An overvalued REER signals the currency is due for a substantial correction, either through low domestic inflation or a sharp devaluation. The magnitude of the REER deviation often correlates with the eventual size of the currency collapse. Tracking these data points allows investors and policymakers to quantify financial risks.

Economic and Social Consequences

The immediate result of a massive currency devaluation is a rapid spike in domestic inflation. Imports of essential goods and raw materials instantly become more expensive in local currency terms. Producers pass these costs on to consumers, eroding the purchasing power of wages and savings.

The increased debt burden is a second consequence, particularly for entities holding foreign-denominated debt. When the local currency devalues, the amount required to service foreign loans skyrockets overnight. This sudden increase in debt service costs pushes many corporations and the government toward technical default.

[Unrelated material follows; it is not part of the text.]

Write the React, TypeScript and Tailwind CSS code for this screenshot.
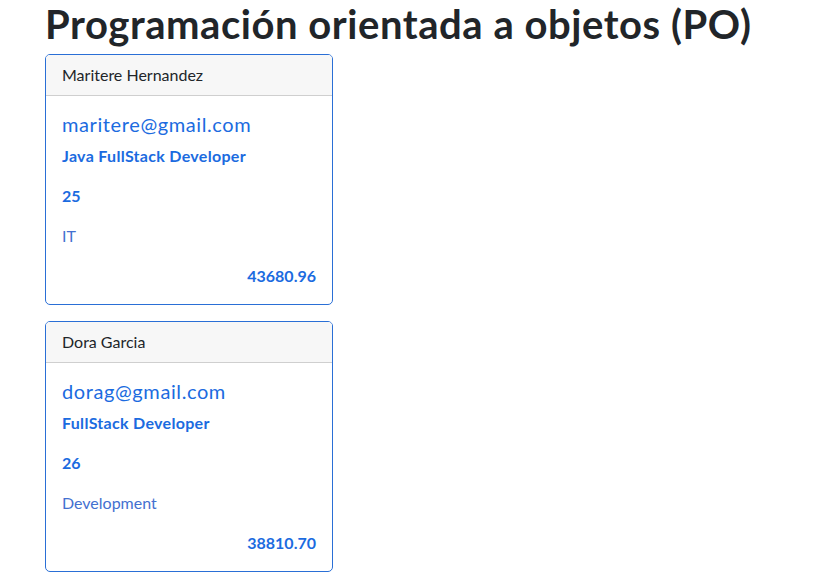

This wave of corporate default quickly translates into severe banking sector stress. Domestic banks face massive non-performing loan portfolios from loans made to now-insolvent corporations. The resulting instability can trigger a bank run as depositors lose confidence in the banking system’s solvency.

The combined effect of high inflation, corporate defaults, and banking instability leads to a sharp contraction of economic activity. Investment projects are halted due to uncertainty and the prohibitive cost of financing tied to high interest rates. Gross Domestic Product (GDP) drops significantly as consumption falls and businesses reduce hiring and production.

Job losses increase sharply as companies cut costs to survive the recession. The social cost is substantial, translating into rising poverty rates and a painful reduction in the national standard of living. The crisis moves quickly from a financial event to a humanitarian and political crisis.